■ RECORDS FOR THIS EXERCISE:
• • • • • • •

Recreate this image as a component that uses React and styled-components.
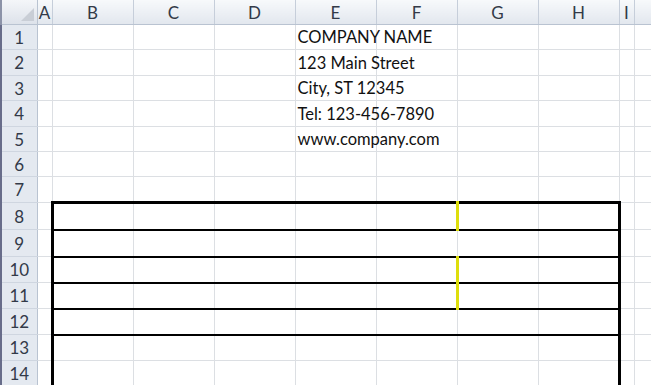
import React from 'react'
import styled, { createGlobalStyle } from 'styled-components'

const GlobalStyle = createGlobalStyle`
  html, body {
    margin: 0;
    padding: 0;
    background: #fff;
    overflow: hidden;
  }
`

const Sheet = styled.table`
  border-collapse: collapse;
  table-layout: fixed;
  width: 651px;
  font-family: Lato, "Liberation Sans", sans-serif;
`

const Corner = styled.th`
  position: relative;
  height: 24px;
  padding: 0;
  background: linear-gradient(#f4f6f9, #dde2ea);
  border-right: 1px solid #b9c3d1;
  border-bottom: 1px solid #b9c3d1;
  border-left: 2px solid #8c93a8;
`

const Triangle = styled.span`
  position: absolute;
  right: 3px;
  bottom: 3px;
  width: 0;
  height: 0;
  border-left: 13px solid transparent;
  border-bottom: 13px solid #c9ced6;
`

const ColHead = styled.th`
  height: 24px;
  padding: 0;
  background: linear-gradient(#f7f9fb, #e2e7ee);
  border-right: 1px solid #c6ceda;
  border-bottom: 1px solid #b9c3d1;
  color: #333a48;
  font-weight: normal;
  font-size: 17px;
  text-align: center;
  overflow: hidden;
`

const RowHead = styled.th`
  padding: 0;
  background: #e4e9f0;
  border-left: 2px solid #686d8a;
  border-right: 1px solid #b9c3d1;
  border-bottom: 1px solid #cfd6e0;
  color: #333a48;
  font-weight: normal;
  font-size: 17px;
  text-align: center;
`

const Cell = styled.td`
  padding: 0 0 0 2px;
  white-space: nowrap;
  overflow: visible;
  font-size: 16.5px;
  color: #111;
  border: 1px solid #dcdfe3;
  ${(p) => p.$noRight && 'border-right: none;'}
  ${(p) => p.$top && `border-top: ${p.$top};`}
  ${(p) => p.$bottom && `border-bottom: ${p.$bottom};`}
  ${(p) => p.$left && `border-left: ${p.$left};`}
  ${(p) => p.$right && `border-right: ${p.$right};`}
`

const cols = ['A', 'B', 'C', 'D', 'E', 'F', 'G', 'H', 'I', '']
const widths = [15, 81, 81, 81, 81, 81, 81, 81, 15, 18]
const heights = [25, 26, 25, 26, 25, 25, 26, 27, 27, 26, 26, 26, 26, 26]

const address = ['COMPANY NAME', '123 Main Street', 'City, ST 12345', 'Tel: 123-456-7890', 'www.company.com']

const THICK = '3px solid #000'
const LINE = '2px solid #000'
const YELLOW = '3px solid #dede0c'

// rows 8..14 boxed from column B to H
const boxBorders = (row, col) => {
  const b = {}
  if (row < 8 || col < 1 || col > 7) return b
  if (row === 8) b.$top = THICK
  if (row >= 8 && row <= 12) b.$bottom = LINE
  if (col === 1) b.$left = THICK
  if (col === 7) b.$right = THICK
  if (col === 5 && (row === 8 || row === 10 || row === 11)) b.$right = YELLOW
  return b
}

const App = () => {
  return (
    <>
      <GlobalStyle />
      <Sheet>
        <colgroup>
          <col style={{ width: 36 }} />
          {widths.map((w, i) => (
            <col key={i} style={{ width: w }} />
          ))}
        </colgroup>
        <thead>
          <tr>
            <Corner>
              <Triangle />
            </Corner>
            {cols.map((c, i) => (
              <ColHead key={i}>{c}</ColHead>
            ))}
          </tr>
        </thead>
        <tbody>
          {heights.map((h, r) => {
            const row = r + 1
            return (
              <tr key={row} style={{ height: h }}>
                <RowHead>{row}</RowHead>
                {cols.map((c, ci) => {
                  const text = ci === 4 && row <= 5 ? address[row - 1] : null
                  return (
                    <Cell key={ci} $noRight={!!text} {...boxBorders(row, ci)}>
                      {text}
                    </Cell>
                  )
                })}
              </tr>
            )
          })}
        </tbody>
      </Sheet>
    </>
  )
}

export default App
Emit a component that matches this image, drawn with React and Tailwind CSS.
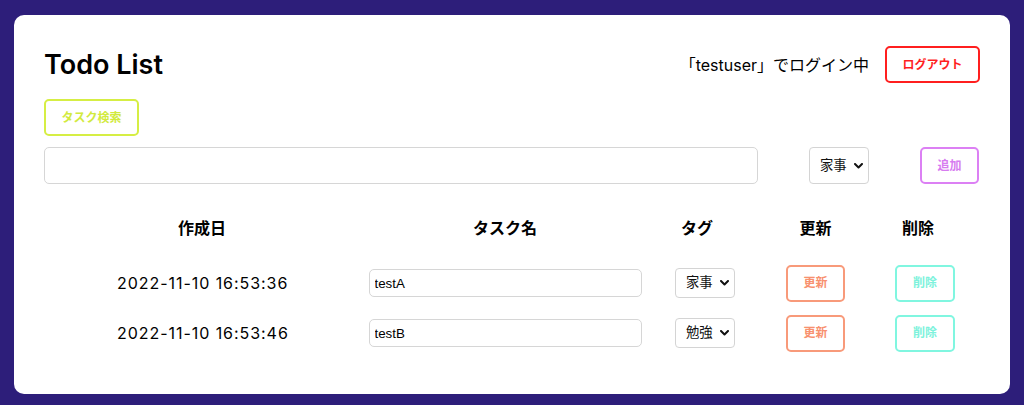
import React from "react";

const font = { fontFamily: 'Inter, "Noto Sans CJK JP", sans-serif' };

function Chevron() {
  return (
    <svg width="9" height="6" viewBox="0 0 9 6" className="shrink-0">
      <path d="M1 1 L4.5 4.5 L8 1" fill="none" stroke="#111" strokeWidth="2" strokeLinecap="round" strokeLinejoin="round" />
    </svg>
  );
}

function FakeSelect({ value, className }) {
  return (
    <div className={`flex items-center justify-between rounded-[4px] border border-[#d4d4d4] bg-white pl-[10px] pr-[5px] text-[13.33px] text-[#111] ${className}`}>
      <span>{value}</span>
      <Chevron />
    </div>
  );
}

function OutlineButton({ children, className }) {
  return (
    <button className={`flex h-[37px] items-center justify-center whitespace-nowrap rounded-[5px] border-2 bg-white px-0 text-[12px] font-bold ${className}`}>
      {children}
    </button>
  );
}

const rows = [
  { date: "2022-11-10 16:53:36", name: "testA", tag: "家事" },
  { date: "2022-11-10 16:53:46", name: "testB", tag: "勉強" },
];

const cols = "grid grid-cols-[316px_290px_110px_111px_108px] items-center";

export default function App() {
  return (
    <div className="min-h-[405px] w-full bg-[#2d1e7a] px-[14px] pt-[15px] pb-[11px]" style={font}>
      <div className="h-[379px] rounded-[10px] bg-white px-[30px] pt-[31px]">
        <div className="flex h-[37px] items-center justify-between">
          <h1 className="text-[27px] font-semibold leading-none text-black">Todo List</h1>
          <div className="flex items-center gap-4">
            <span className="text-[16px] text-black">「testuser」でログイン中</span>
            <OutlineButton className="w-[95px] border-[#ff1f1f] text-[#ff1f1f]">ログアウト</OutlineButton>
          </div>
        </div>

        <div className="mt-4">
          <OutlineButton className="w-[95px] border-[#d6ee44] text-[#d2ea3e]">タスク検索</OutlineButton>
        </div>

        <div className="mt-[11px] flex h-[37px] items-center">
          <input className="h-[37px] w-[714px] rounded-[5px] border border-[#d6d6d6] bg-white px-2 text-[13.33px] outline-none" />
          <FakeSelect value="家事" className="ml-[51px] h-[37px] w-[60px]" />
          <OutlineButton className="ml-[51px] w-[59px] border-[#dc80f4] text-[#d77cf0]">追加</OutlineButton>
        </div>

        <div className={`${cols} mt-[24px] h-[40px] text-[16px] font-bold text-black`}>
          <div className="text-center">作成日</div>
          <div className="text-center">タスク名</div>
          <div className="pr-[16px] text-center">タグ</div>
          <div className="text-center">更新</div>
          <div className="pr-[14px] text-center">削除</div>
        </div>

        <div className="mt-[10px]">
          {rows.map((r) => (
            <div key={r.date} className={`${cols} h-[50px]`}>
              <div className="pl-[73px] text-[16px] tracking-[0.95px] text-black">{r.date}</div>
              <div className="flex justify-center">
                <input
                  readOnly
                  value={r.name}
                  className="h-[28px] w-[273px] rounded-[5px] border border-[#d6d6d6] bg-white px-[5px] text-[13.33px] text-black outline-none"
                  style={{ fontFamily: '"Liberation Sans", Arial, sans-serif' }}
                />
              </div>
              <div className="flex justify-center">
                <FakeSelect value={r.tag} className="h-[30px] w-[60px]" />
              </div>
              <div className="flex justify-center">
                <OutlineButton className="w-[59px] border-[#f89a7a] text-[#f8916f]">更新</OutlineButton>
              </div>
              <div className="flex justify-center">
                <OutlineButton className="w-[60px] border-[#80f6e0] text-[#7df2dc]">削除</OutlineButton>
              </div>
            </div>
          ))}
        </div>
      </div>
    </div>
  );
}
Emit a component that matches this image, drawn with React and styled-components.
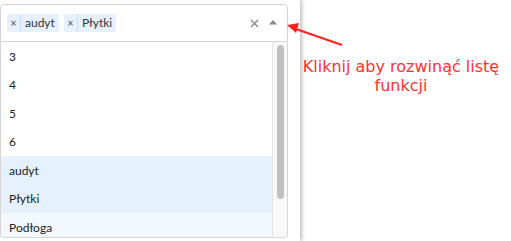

• • • • • • •

■ TASK TO CARRY OUT: Reproduce every record above exactly, but leave out the pictures.

■ TASK RESULT:
Recreate this image as a component that uses React and styled-components.
import React from 'react'
import styled, { createGlobalStyle } from 'styled-components'

const GlobalStyle = createGlobalStyle`
  html, body {
    margin: 0;
    padding: 0;
    background: #fff;
    overflow: hidden;
  }
`

const Sheet = styled.table`
  border-collapse: collapse;
  table-layout: fixed;
  width: 651px;
  font-family: Lato, "Liberation Sans", sans-serif;
`

const Corner = styled.th`
  position: relative;
  height: 24px;
  padding: 0;
  background: linear-gradient(#f4f6f9, #dde2ea);
  border-right: 1px solid #b9c3d1;
  border-bottom: 1px solid #b9c3d1;
  border-left: 2px solid #8c93a8;
`

const Triangle = styled.span`
  position: absolute;
  right: 3px;
  bottom: 3px;
  width: 0;
  height: 0;
  border-left: 13px solid transparent;
  border-bottom: 13px solid #c9ced6;
`

const ColHead = styled.th`
  height: 24px;
  padding: 0;
  background: linear-gradient(#f7f9fb, #e2e7ee);
  border-right: 1px solid #c6ceda;
  border-bottom: 1px solid #b9c3d1;
  color: #333a48;
  font-weight: normal;
  font-size: 17px;
  text-align: center;
  overflow: hidden;
`

const RowHead = styled.th`
  padding: 0;
  background: #e4e9f0;
  border-left: 2px solid #686d8a;
  border-right: 1px solid #b9c3d1;
  border-bottom: 1px solid #cfd6e0;
  color: #333a48;
  font-weight: normal;
  font-size: 17px;
  text-align: center;
`

const Cell = styled.td`
  padding: 0 0 0 2px;
  white-space: nowrap;
  overflow: visible;
  font-size: 16.5px;
  color: #111;
  border: 1px solid #dcdfe3;
  ${(p) => p.$noRight && 'border-right: none;'}
  ${(p) => p.$top && `border-top: ${p.$top};`}
  ${(p) => p.$bottom && `border-bottom: ${p.$bottom};`}
  ${(p) => p.$left && `border-left: ${p.$left};`}
  ${(p) => p.$right && `border-right: ${p.$right};`}
`

const cols = ['A', 'B', 'C', 'D', 'E', 'F', 'G', 'H', 'I', '']
const widths = [15, 81, 81, 81, 81, 81, 81, 81, 15, 18]
const heights = [25, 26, 25, 26, 25, 25, 26, 27, 27, 26, 26, 26, 26, 26]

const address = ['COMPANY NAME', '123 Main Street', 'City, ST 12345', 'Tel: 123-456-7890', 'www.company.com']

const THICK = '3px solid #000'
const LINE = '2px solid #000'
const YELLOW = '3px solid #dede0c'

// rows 8..14 boxed from column B to H
const boxBorders = (row, col) => {
  const b = {}
  if (row < 8 || col < 1 || col > 7) return b
  if (row === 8) b.$top = THICK
  if (row >= 8 && row <= 12) b.$bottom = LINE
  if (col === 1) b.$left = THICK
  if (col === 7) b.$right = THICK
  if (col === 5 && (row === 8 || row === 10 || row === 11)) b.$right = YELLOW
  return b
}

const App = () => {
  return (
    <>
      <GlobalStyle />
      <Sheet>
        <colgroup>
          <col style={{ width: 36 }} />
          {widths.map((w, i) => (
            <col key={i} style={{ width: w }} />
          ))}
        </colgroup>
        <thead>
          <tr>
            <Corner>
              <Triangle />
            </Corner>
            {cols.map((c, i) => (
              <ColHead key={i}>{c}</ColHead>
            ))}
          </tr>
        </thead>
        <tbody>
          {heights.map((h, r) => {
            const row = r + 1
            return (
              <tr key={row} style={{ height: h }}>
                <RowHead>{row}</RowHead>
                {cols.map((c, ci) => {
                  const text = ci === 4 && row <= 5 ? address[row - 1] : null
                  return (
                    <Cell key={ci} $noRight={!!text} {...boxBorders(row, ci)}>
                      {text}
                    </Cell>
                  )
                })}
              </tr>
            )
          })}
        </tbody>
      </Sheet>
    </>
  )
}

export default App
Emit a component that matches this image, drawn with React and Tailwind CSS.
import React from "react";

const font = { fontFamily: 'Inter, "Noto Sans CJK JP", sans-serif' };

function Chevron() {
  return (
    <svg width="9" height="6" viewBox="0 0 9 6" className="shrink-0">
      <path d="M1 1 L4.5 4.5 L8 1" fill="none" stroke="#111" strokeWidth="2" strokeLinecap="round" strokeLinejoin="round" />
    </svg>
  );
}

function FakeSelect({ value, className }) {
  return (
    <div className={`flex items-center justify-between rounded-[4px] border border-[#d4d4d4] bg-white pl-[10px] pr-[5px] text-[13.33px] text-[#111] ${className}`}>
      <span>{value}</span>
      <Chevron />
    </div>
  );
}

function OutlineButton({ children, className }) {
  return (
    <button className={`flex h-[37px] items-center justify-center whitespace-nowrap rounded-[5px] border-2 bg-white px-0 text-[12px] font-bold ${className}`}>
      {children}
    </button>
  );
}

const rows = [
  { date: "2022-11-10 16:53:36", name: "testA", tag: "家事" },
  { date: "2022-11-10 16:53:46", name: "testB", tag: "勉強" },
];

const cols = "grid grid-cols-[316px_290px_110px_111px_108px] items-center";

export default function App() {
  return (
    <div className="min-h-[405px] w-full bg-[#2d1e7a] px-[14px] pt-[15px] pb-[11px]" style={font}>
      <div className="h-[379px] rounded-[10px] bg-white px-[30px] pt-[31px]">
        <div className="flex h-[37px] items-center justify-between">
          <h1 className="text-[27px] font-semibold leading-none text-black">Todo List</h1>
          <div className="flex items-center gap-4">
            <span className="text-[16px] text-black">「testuser」でログイン中</span>
            <OutlineButton className="w-[95px] border-[#ff1f1f] text-[#ff1f1f]">ログアウト</OutlineButton>
          </div>
        </div>

        <div className="mt-4">
          <OutlineButton className="w-[95px] border-[#d6ee44] text-[#d2ea3e]">タスク検索</OutlineButton>
        </div>

        <div className="mt-[11px] flex h-[37px] items-center">
          <input className="h-[37px] w-[714px] rounded-[5px] border border-[#d6d6d6] bg-white px-2 text-[13.33px] outline-none" />
          <FakeSelect value="家事" className="ml-[51px] h-[37px] w-[60px]" />
          <OutlineButton className="ml-[51px] w-[59px] border-[#dc80f4] text-[#d77cf0]">追加</OutlineButton>
        </div>

        <div className={`${cols} mt-[24px] h-[40px] text-[16px] font-bold text-black`}>
          <div className="text-center">作成日</div>
          <div className="text-center">タスク名</div>
          <div className="pr-[16px] text-center">タグ</div>
          <div className="text-center">更新</div>
          <div className="pr-[14px] text-center">削除</div>
        </div>

        <div className="mt-[10px]">
          {rows.map((r) => (
            <div key={r.date} className={`${cols} h-[50px]`}>
              <div className="pl-[73px] text-[16px] tracking-[0.95px] text-black">{r.date}</div>
              <div className="flex justify-center">
                <input
                  readOnly
                  value={r.name}
                  className="h-[28px] w-[273px] rounded-[5px] border border-[#d6d6d6] bg-white px-[5px] text-[13.33px] text-black outline-none"
                  style={{ fontFamily: '"Liberation Sans", Arial, sans-serif' }}
                />
              </div>
              <div className="flex justify-center">
                <FakeSelect value={r.tag} className="h-[30px] w-[60px]" />
              </div>
              <div className="flex justify-center">
                <OutlineButton className="w-[59px] border-[#f89a7a] text-[#f8916f]">更新</OutlineButton>
              </div>
              <div className="flex justify-center">
                <OutlineButton className="w-[60px] border-[#80f6e0] text-[#7df2dc]">削除</OutlineButton>
              </div>
            </div>
          ))}
        </div>
      </div>
    </div>
  );
}
Emit a component that matches this image, drawn with React and styled-components.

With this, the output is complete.